The second geopolitical lens concerns the dynamics of bilateral and regional cooperation. Unsurprisingly, as with previous crises, much of the immediate collaboration has focused on the individual and bilateral levels. Nonetheless, the leadership of individual Southeast Asian states amid this latest crisis has been notable as they often echo into the future, be it Singapore in terms of providing test kits to lesser developed mainland Southeast Asian countries or Indonesia’s own efforts to continue to put the focus on multilateralism – be it the passage of a United Nations General Assembly resolution on COVID-19 or stressing the importance of global cooperation – given its heft in Southeast Asia as the largest country, its only G-20 member, and a holder of a rotating non-permanent seat on the UN Security Council.
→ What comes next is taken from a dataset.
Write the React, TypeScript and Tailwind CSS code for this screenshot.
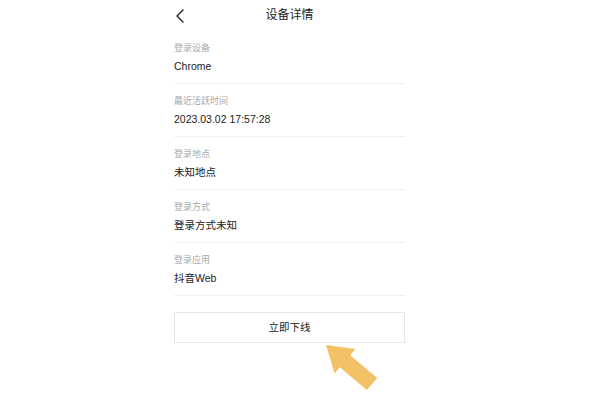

Unsurprisingly, there has been some scrutiny as well about the relative lack of regional cooperation and ASEAN’s limited response. To be fair, ASEAN, an intergovernmental organization which operates on consensus, performs in large part in accordance to what member states choose to make of it at a particular time, and the association, to its credit, has been present in some forms thus far, be it the convening of meetings among Southeast Asian states or with external partners such as China and the European Union or the holding of engagements through the newly-established ASEAN Center for Military Medicine with the help of Vietnam, which holds the  annually rotating ASEAN chairmanship. But as Marty Natalegawa, a former Indonesian foreign minister and one of Southeast Asia’s ardent multilateralists, has noted, there has been a clear lack of regional willingness to invest in already established mechanisms at a time of crisis.

The third geopolitical lens is the evolution of external power engagement in Southeast Asia. Unsurprisingly, the focus of the headlines has been on the most direct manifestations of this for the United States and China amid rising geopolitical competition, be it the cancelation of the U.S.-ASEAN Special Summit scheduled to be held in Las Vegas or individual Southeast Asian states’ responses to China such as imposing initial restrictions when Wuhan was the main epicenter for the outbreak or receiving assistance from Beijing tied to COVID-19.
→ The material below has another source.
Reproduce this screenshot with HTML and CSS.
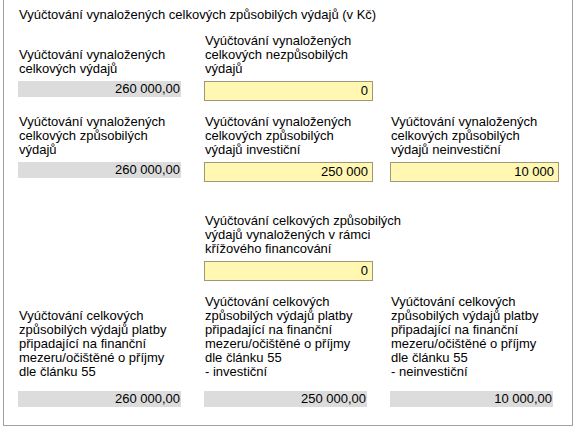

But the bigger question is whether COVID-19 reinforces or recalibrates the dynamics we see with respect to external power engagement in Southeast Asia. Thus far, the focus has been on manifestations of reinforcement, be it the fact that COVID-19 has emphasized the promises and pitfalls of China’s growing economic and political influence in Southeast Asia and has become another realm where Washington has underperformed relative to Beijing. But issues of effectiveness regarding China’s assistance and the risk that Beijing may seize on COVID-19 as a way to advance its broader objectives in other flashpoints including the South China Sea, may end up changing how the current picture ultimately plays out at the end for China and the United States. It is also important to keep in mind that other notable actors, including Japan, the European Union, and Australia, will also play key roles in how Southeast Asia’s alignments play out in ways that an excessively restrictive U.S.-China prism does not account for.
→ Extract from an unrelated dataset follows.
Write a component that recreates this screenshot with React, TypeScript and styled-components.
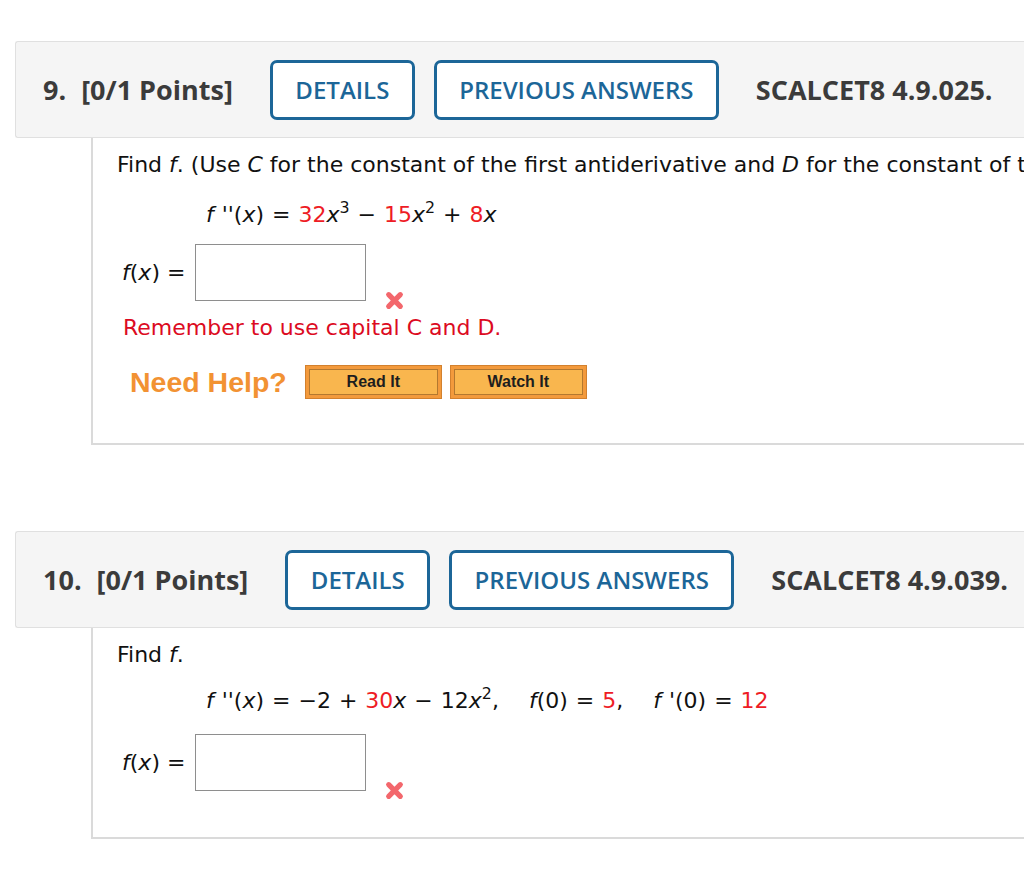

To be sure, while the geopolitical contours of COVID-19 may be coming into clearer view as of now, how exactly they will play out more specifically in individual countries and the region as a whole is still less clear, along with the extent to which this will play into the shaping of Southeast Asia into the 2020s more generally. As such, continuing to take stock of how these dynamics are shifting will continue to be important to do in the coming weeks and months and beyond.

These insights are partly drawn and updated from previous remarks given by the author at a Wilson Center event “Geopolitical Implications of the Coronavirus for the Indo-Pacific,” held by webcast on March 19.